The Maine Republican, who has said she wants “significant” changes to the package, also raised concerns Wednesday about the White House’s request to kill support for public broadcasting.
“This funding supports everything from emergency communications in rural areas to coverage of high school basketball championships …” Collins said. “Nationally produced television programs such as ‘Antiques Roadshow,’ ‘Daniel Tiger's Neighborhood’ are also enjoyed by many throughout our country.”
If Vought’s sales pitch works and Congress clears the clawbacks package in the next few weeks, the Trump administration will finally get to send some cash back to the Treasury, slightly shrinking the deficit, after months of canceling and freezing billions of dollars lawmakers previously passed into law.
At the White House and on Capitol Hill, Republicans like to describe it as “banking” or “codifying” a slice of the spending cuts Vought has orchestrated across federal agencies since the president first ordered the slashing on Inauguration Day. That's alongside the reductions Elon Musk led atop the Department of Government Efficiency.
The clock is ticking. After the House narrowly passed the package earlier this month, Senate GOP leaders have been sitting on the bill as they focus on passing their party-line tax and spending package. If the Senate doesn’t vote by midnight on July 18, the request will expire, forcing the Trump administration to spend the money and barring the president from sending another request to claw back cash from the same programs.
In less than two weeks, the Senate will hit another key date. Come July 7, any senator will be able to trigger a floor vote to launch the package from committee and jumpstart floor debate. It was that first procedural vote that the Senate defeated in 2018 in rejecting Trump’s request to rescind funding that year.
This time, the calculus for GOP lawmakers is far more complicated. The $9.4 billion clawbacks request is just one legitimate tool the White House is using while simultaneously testing the bounds of the president’s legal authority by “impounding” billions of dollars without Congress’ consent, spurring more than 100 lawsuits throughout the country.

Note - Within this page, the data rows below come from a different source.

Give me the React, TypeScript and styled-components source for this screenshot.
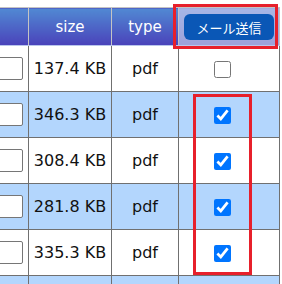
import React from "react";
import styled, {createGlobalStyle} from "styled-components";

interface FileRow {
  size: string;
  type: string;
  checked: boolean;
}

const rows: FileRow[] = [
  {size: "137.4 KB", type: "pdf", checked: false},
  {size: "346.3 KB", type: "pdf", checked: true},
  {size: "308.4 KB", type: "pdf", checked: true},
  {size: "281.8 KB", type: "pdf", checked: true},
  {size: "335.3 KB", type: "pdf", checked: true},
];

const GlobalStyle = createGlobalStyle`
  html, body {
    margin: 0;
    padding: 0;
    background: #fff;
  }
  body {
    font-family: "DejaVu Sans", "Noto Sans CJK JP", sans-serif;
  }
`;

export default function App() {
  return (
    <>
      <GlobalStyle/>
      <Viewport>
        <TableWrap>
          <Table>
            <colgroup>
              <col style={{width: 120}}/>
              <col style={{width: 83}}/>
              <col style={{width: 67}}/>
              <col style={{width: 101}}/>
            </colgroup>
            <thead>
              <tr>
                <HeadCell/>
                <HeadCell>size</HeadCell>
                <HeadCell>type</HeadCell>
                <HeadCell highlight>
                  <SendButton type="button">メール送信</SendButton>
                </HeadCell>
              </tr>
            </thead>
            <tbody>
              {rows.map((row, i) => (
                <Row key={i} striped={i % 2 === 1}>
                  <NameCell>
                    <NameInput/>
                  </NameCell>
                  <Cell>{row.size}</Cell>
                  <Cell>{row.type}</Cell>
                  <Cell>
                    <Check type="checkbox" defaultChecked={row.checked}/>
                  </Cell>
                </Row>
              ))}
              <Row striped>
                <NameCell/>
                <Cell/>
                <Cell/>
                <Cell/>
              </Row>
            </tbody>
          </Table>
          <HeaderMark/>
          <ChecksMark/>
        </TableWrap>
      </Viewport>
    </>
  );
}

const Viewport = styled.div`
  width: 282px;
  height: 284px;
  overflow: hidden;
  padding-top: 7px;
  box-sizing: border-box;
`;

const TableWrap = styled.div`
  position: relative;
  margin-left: -92px;
  width: max-content;
`;

const Table = styled.table`
  border-collapse: collapse;
  table-layout: fixed;
  width: 371px;
`;

const HeadCell = styled.th<{highlight?: boolean}>`
  height: 37px;
  padding: 0;
  border: 1px solid #c4c4c4;
  border-bottom-color: #b9c6ec;
  background: ${({highlight}) => highlight
    ? "linear-gradient(#a6b6e6, #9da1da)"
    : "linear-gradient(#5189d3, #4a42ba)"};
  color: #fff;
  font-size: 15px;
  font-weight: normal;
  text-align: center;
  vertical-align: middle;
`;

const SendButton = styled.button`
  width: 90px;
  height: 26px;
  margin-top: 1px;
  border: none;
  border-radius: 6px;
  background: #0a57b6;
  color: #fff;
  font-family: "Noto Sans CJK JP", sans-serif;
  font-size: 13px;
  padding: 0;
`;

const Row = styled.tr<{striped: boolean}>`
  background: ${({striped}) => striped ? "#b3d6fd" : "#fff"};
`;

const Cell = styled.td`
  height: 45px;
  padding: 0;
  border: 1px solid #707070;
  color: #111;
  font-size: 16px;
  text-align: center;
  vertical-align: middle;
`;

const NameCell = styled(Cell)`
  text-align: right;
  padding-right: 5px;
`;

const NameInput = styled.input`
  width: 100px;
  height: 23px;
  box-sizing: border-box;
  border: 1px solid #767676;
  border-radius: 2px;
  background: #fff;
  vertical-align: middle;
`;

const Check = styled.input`
  width: 17px;
  height: 17px;
  margin: 0 14px 0 0;
  vertical-align: middle;
`;

const Mark = styled.div`
  position: absolute;
  border: 3px solid #e7202b;
  box-sizing: border-box;
  pointer-events: none;
`;

const HeaderMark = styled(Mark)`
  left: 265px;
  top: -3px;
  width: 105px;
  height: 45px;
`;

const ChecksMark = styled(Mark)`
  left: 285px;
  top: 87px;
  width: 59px;
  height: 181px;
`;
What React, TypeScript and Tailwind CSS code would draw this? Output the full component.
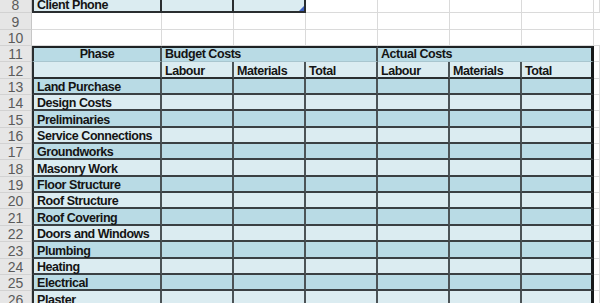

Washington Sen. Patty Murray, the Senate’s top Democratic appropriator, said during the hearing that “perhaps the only silver lining” is that the White House is acknowledging the law and Congress’ authority by sending the package, “instead of flagrantly breaking the law — something it has done relentlessly under the directorship of director Vought.”
“But let’s not kid ourselves,” Murray continued. “This vote does not represent a path back to lawful behavior, when director Vought continues to, as he says, ‘keep all options on the table’ when it comes to ignoring the law.”
While pursuing the current rescissions package, Vought has publicly touted Trump’s power to then cancel funding this fall without Congress’ approval and to spend less than lawmakers approve for the upcoming fiscal year. Both threats have intensified friction between Vought and the Republican lawmakers who control federal funding.